**Exercise task:**
Copy out all lines where "html" appears.

**Source excerpt:**
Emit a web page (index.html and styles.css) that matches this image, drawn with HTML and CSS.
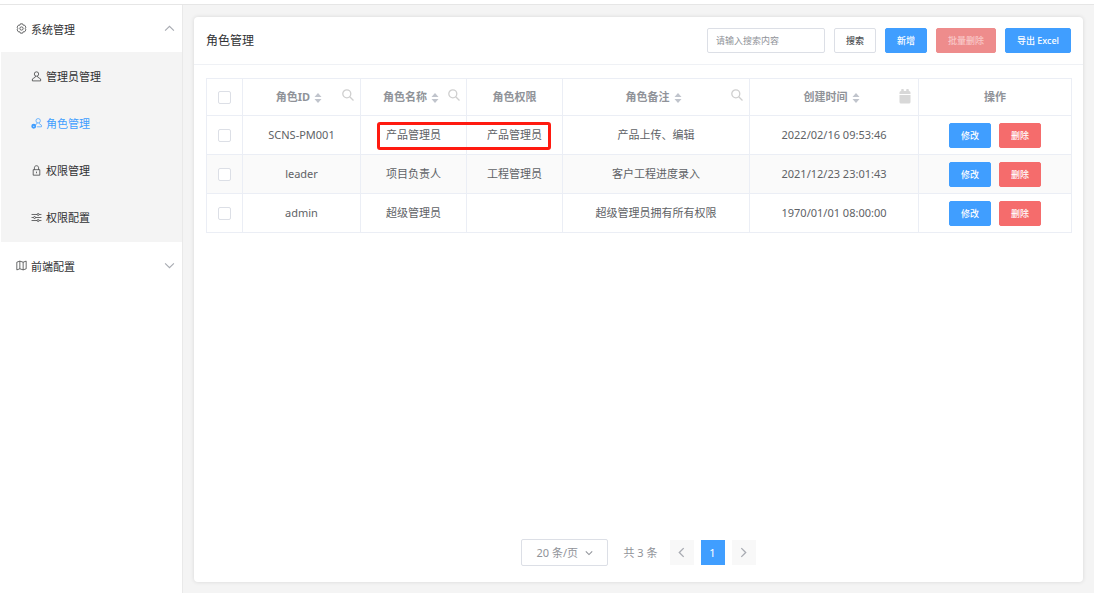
FILE: index.html
```
<!DOCTYPE html>
<html lang="zh-CN">
<head>
    <meta charset="UTF-8">
    <meta name="viewport" content="width=device-width, initial-scale=1.0">
    <title>角色管理</title>
    <link rel="stylesheet" href="styles.css">
</head>
<body>
    <!-- shared icons -->
    <svg class="sprite" aria-hidden="true">
        <symbol id="icon-search" viewBox="0 0 12 12">
            <circle cx="4.8" cy="4.8" r="4" />
            <path d="M7.7 7.7L11.5 11.5" />
        </symbol>
        <symbol id="icon-up" viewBox="0 0 10 10"><path d="M1 7L5 3L9 7" /></symbol>
        <symbol id="icon-down" viewBox="0 0 10 10"><path d="M1 3L5 7L9 3" /></symbol>
        <symbol id="icon-left" viewBox="0 0 10 10"><path d="M7 1L3 5L7 9" /></symbol>
        <symbol id="icon-right" viewBox="0 0 10 10"><path d="M3 1L7 5L3 9" /></symbol>
        <symbol id="icon-sort" viewBox="0 0 8 12">
            <path d="M4 1L7.5 5H0.5ZM4 11L7.5 7H0.5Z" />
        </symbol>
    </svg>

    <header class="topbar"></header>
    <div class="layout">
        <nav class="sidebar">
            <button class="menu-title" type="button">
                <svg class="icon" viewBox="0 0 20 20">
                    <path d="M8 1.5H12L13 4L15.5 3.8L18 7.5L16.8 10L18 12.5L15.5 16.2L13 16L12 18.5H8L7 16L4.5 16.2L2 12.5L3.2 10L2 7.5L4.5 3.8L7 4Z" />
                    <circle cx="10" cy="10" r="3" />
                </svg>
                <span>系统管理</span>
                <svg class="icon arrow"><use href="#icon-up" /></svg>
            </button>
            <div class="submenu">
                <a href="#" class="menu-item">
                    <svg class="icon" viewBox="0 0 20 20">
                        <circle cx="10" cy="5.5" r="4" />
                        <path d="M8 9.5V11L2.5 14.5V18H17.5V14.5L12 11V9.5" />
                    </svg>
                    <span>管理员管理</span>
                </a>
                <a href="#" class="menu-item active">
                    <svg class="icon" viewBox="0 0 20 20">
                        <circle cx="13" cy="5" r="4" />
                        <path d="M11 9V10.5L8 12M15 9V10.5L19 13V16H11" />
                        <circle cx="5" cy="15" r="2.8" stroke-width="3.4" />
                    </svg>
                    <span>角色管理</span>
                </a>
                <a href="#" class="menu-item">
                    <svg class="icon" viewBox="0 0 20 20">
                        <path d="M4 8.5H16V18.5H4ZM6.2 8.5V5C6.2 0 13.8 0 13.8 5V8.5M10 12V15" />
                    </svg>
                    <span>权限管理</span>
                </a>
                <a href="#" class="menu-item">
                    <svg class="icon" viewBox="0 0 20 20">
                        <path d="M1 4.5H11M15 4.5H19M1 10H4.5M8.5 10H19M1 15.5H11M15 15.5H19" />
                        <circle cx="13" cy="4.5" r="1.8" />
                        <circle cx="6.5" cy="10" r="1.8" />
                        <circle cx="13" cy="15.5" r="1.8" />
                    </svg>
                    <span>权限配置</span>
                </a>
            </div>
            <button class="menu-title" type="button">
                <svg class="icon" viewBox="0 0 20 20">
                    <path d="M1.5 4L7 2L13 4L18.5 2V16L13 18L7 16L1.5 18ZM7 2V16M13 4V18" />
                </svg>
                <span>前端配置</span>
                <svg class="icon arrow"><use href="#icon-down" /></svg>
            </button>
        </nav>

        <main class="main">
            <section class="card">
                <div class="card-header">
                    <h1>角色管理</h1>
                    <form class="toolbar">
                        <input type="text" class="search-input" placeholder="请输入搜索内容" aria-label="搜索内容">
                        <button type="button" class="btn">搜索</button>
                        <button type="button" class="btn primary">新增</button>
                        <button type="button" class="btn danger" disabled>批量删除</button>
                        <button type="button" class="btn primary">导出 Excel</button>
                    </form>
                </div>

                <div class="card-body">
                    <table>
                        <colgroup>
                            <col class="col-check">
                            <col class="col-id">
                            <col class="col-name">
                            <col class="col-auth">
                            <col class="col-remark">
                            <col class="col-time">
                            <col class="col-action">
                        </colgroup>
                        <thead>
                            <tr>
                                <th><input type="checkbox" aria-label="全选"></th>
                                <th class="sortable">角色ID<svg class="sort"><use href="#icon-sort" /></svg><svg class="filter"><use href="#icon-search" /></svg></th>
                                <th class="sortable">角色名称<svg class="sort"><use href="#icon-sort" /></svg><svg class="filter"><use href="#icon-search" /></svg></th>
                                <th>角色权限</th>
                                <th class="sortable">角色备注<svg class="sort"><use href="#icon-sort" /></svg><svg class="filter"><use href="#icon-search" /></svg></th>
                                <th class="sortable">创建时间<svg class="sort"><use href="#icon-sort" /></svg><svg class="filter calendar" viewBox="0 0 12 15">
                                    <path d="M0.5 5V3.5Q0.5 2 2 2H2.2V0.8Q2.2 0 3 0H4Q4.8 0 4.8 0.8V2H7.2V0.8Q7.2 0 8 0H9Q9.8 0 9.8 0.8V2H10Q11.5 2 11.5 3.5V5ZM0.5 6H11.5V13Q11.5 14.5 10 14.5H2Q0.5 14.5 0.5 13Z" />
                                </svg></th>
                                <th>操作</th>
                            </tr>
                        </thead>
                        <tbody>
                            <tr>
                                <td><input type="checkbox" aria-label="SCNS-PM001"></td>
                                <td>SCNS-PM001</td>
                                <td class="marked">产品管理员</td>
                                <td>产品管理员</td>
                                <td>产品上传、编辑</td>
                                <td>2022/02/16 09:53:46</td>
                                <td><div class="actions"><button type="button" class="btn primary">修改</button><button type="button" class="btn danger">删除</button></div></td>
                            </tr>
                            <tr>
                                <td><input type="checkbox" aria-label="leader"></td>
                                <td>leader</td>
                                <td>项目负责人</td>
                                <td>工程管理员</td>
                                <td>客户工程进度录入</td>
                                <td>2021/12/23 23:01:43</td>
                                <td><div class="actions"><button type="button" class="btn primary">修改</button><button type="button" class="btn danger">删除</button></div></td>
                            </tr>
                            <tr>
                                <td><input type="checkbox" aria-label="admin"></td>
                                <td>admin</td>
                                <td>超级管理员</td>
                                <td></td>
                                <td>超级管理员拥有所有权限</td>
                                <td>1970/01/01 08:00:00</td>
                                <td><div class="actions"><button type="button" class="btn primary">修改</button><button type="button" class="btn danger">删除</button></div></td>
                            </tr>
                        </tbody>
                    </table>
                </div>

                <div class="pagination">
                    <div class="page-size">
                        <select aria-label="每页条数">
                            <option>20 条/页</option>
                            <option>50 条/页</option>
                        </select>
                        <svg><use href="#icon-down" /></svg>
                    </div>
                    <span class="total">共 3 条</span>
                    <div class="pager">
                        <button type="button" aria-label="上一页" disabled><svg><use href="#icon-left" /></svg></button>
                        <button type="button" class="current">1</button>
                        <button type="button" aria-label="下一页" disabled><svg><use href="#icon-right" /></svg></button>
                    </div>
                </div>
            </section>
        </main>
    </div>
</body>
</html>
```
FILE: styles.css
```
*, *::after {
    box-sizing: border-box;
}

body {
    margin: 0;
    min-height: 100vh;
    display: flex;
    flex-direction: column;
    font-family: "Noto Sans", "Noto Sans CJK SC", sans-serif;
    font-size: 11px;
    line-height: 16px;
    color: #606266;
    background-color: #fff;
}

button, input, select {
    font-family: inherit;
    margin: 0;
}

svg {
    fill: none;
    stroke: currentColor;
}

.sprite {
    position: absolute;
    width: 0;
    height: 0;
}

.topbar {
    height: 5px;
    border-bottom: 1px solid #e6e6e6;
}

.layout {
    flex: 1;
    display: flex;
}

/* sidebar */
.sidebar {
    width: 183px;
    padding-left: 1px;
    border-right: 1px solid #e9e9e9;
}

.menu-title, .menu-item {
    display: flex;
    align-items: center;
    gap: 4px;
    width: 100%;
    height: 47px;
    color: #303133;
    font-size: 11px;
    text-decoration: none;
}

.menu-title {
    padding: 0 7px 0 15px;
    border: none;
    background: none;
    cursor: pointer;
}

.menu-item {
    padding-left: 30px;
}

.menu-item.active {
    color: #409eff;
}

.submenu {
    padding: 1px 0;
    background-color: #f4f4f4;
}

.icon {
    width: 11px;
    height: 11px;
    stroke-width: 1.3;
    flex: none;
}

.arrow {
    margin-left: auto;
    stroke-width: 1;
    color: #a8abb2;
}

/* content */
.main {
    flex: 1;
    min-width: 0;
    display: flex;
    padding: 12px 11px 11px;
    background-color: #f4f4f4;
}

.card {
    flex: 1;
    min-width: 0;
    display: flex;
    flex-direction: column;
    background-color: #fff;
    border-radius: 4px;
    box-shadow: 0 0 4px rgba(0, 0, 0, 0.12);
}

.card-header {
    display: flex;
    justify-content: space-between;
    align-items: center;
    height: 48px;
    padding: 0 12px;
    border-bottom: 1px solid #eff1f5;
}

h1 {
    margin: 0;
    font-size: 12px;
    font-weight: normal;
    color: #303133;
}

.toolbar {
    display: flex;
    gap: 9px;
}

.search-input {
    width: 118px;
    height: 25px;
    padding: 0 8px;
    border: 1px solid #dcdfe6;
    border-radius: 2px;
    font-size: 9px;
}

.search-input::placeholder {
    color: #909399;
}

.btn {
    height: 25px;
    padding: 0 11px;
    border: 1px solid #dcdfe6;
    border-radius: 2px;
    background-color: #fff;
    color: #505256;
    font-size: 9px;
    font-weight: 500;
    white-space: nowrap;
    cursor: pointer;
}

.btn.primary {
    background-color: #409eff;
    border-color: #409eff;
    color: #fff;
}

.btn.danger {
    background-color: #f56c6c;
    border-color: #f56c6c;
    color: #fff;
}

.btn.danger:disabled {
    background-color: #ee8c8c;
    border-color: #ee8c8c;
    color: #f9c8c8;
}

/* table */
.card-body {
    flex: 1;
    padding: 13px 12px;
}

table {
    width: 100%;
    table-layout: fixed;
    border-collapse: collapse;
}

.col-check { width: 36px; }
.col-id { width: 118px; }
.col-name { width: 106px; }
.col-auth { width: 96px; }
.col-remark { width: 187px; }
.col-time { width: 169px; }
.col-action { width: 153px; }

th, td {
    position: relative;
    height: 39px;
    padding: 0;
    border: 1px solid #ebeef5;
    text-align: center;
}

th {
    height: 37px;
    color: #909399;
    font-weight: bold;
}

th.sortable {
    padding-right: 5px;
}

tbody tr:nth-child(even) {
    background-color: #fafafa;
}

.sort {
    width: 8px;
    height: 12px;
    margin-left: 4px;
    vertical-align: middle;
    fill: #c0c4cc;
    stroke: none;
}

.filter {
    position: absolute;
    top: 10px;
    right: 6px;
    width: 12px;
    height: 12px;
    color: #cfcfcf;
    stroke-width: 1.3;
}

.filter.calendar {
    right: 7px;
    height: 15px;
    fill: #d8d8d8;
    stroke: none;
}

input[type="checkbox"] {
    appearance: none;
    display: block;
    width: 13px;
    height: 13px;
    margin: 0 auto;
    border: 1px solid #dcdfe6;
    border-radius: 2px;
    background-color: #fff;
}

/* red frame over the name and permission cells */
.marked::after {
    content: "";
    position: absolute;
    z-index: 1;
    top: 6px;
    left: 16px;
    width: 174px;
    height: 28px;
    border: 3px solid #ff1a10;
    border-radius: 3px;
}

.actions {
    display: flex;
    justify-content: center;
    gap: 8px;
}

/* pagination */
.pagination {
    display: flex;
    justify-content: center;
    align-items: center;
    padding-bottom: 16px;
    color: #909399;
}

.page-size {
    position: relative;
}

.page-size select {
    appearance: none;
    width: 87px;
    height: 27px;
    padding: 0 14px;
    border: 1px solid #dcdfe6;
    border-radius: 2px;
    background-color: #fff;
    color: #909399;
    font-size: 11px;
}

.page-size svg {
    position: absolute;
    top: 10px;
    right: 15px;
    width: 8px;
    height: 8px;
    stroke-width: 1.3;
    pointer-events: none;
}

.total {
    margin: 0 12px 0 15px;
}

.pager {
    display: flex;
    gap: 7px;
}

.pager button {
    display: flex;
    justify-content: center;
    align-items: center;
    width: 24px;
    height: 25px;
    padding: 0;
    border: none;
    background-color: #f8f8f8;
    color: #a8abb2;
    font-size: 11px;
}

.pager button.current {
    background-color: #409eff;
    color: #fff;
}

.pager svg {
    width: 11px;
    height: 11px;
    stroke-width: 1.2;
}
```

**Exercise result:**
Emit a web page (index.html and styles.css) that matches this image, drawn with HTML and CSS.
FILE: index.html
<!DOCTYPE html>
<html lang="zh-CN">
</html>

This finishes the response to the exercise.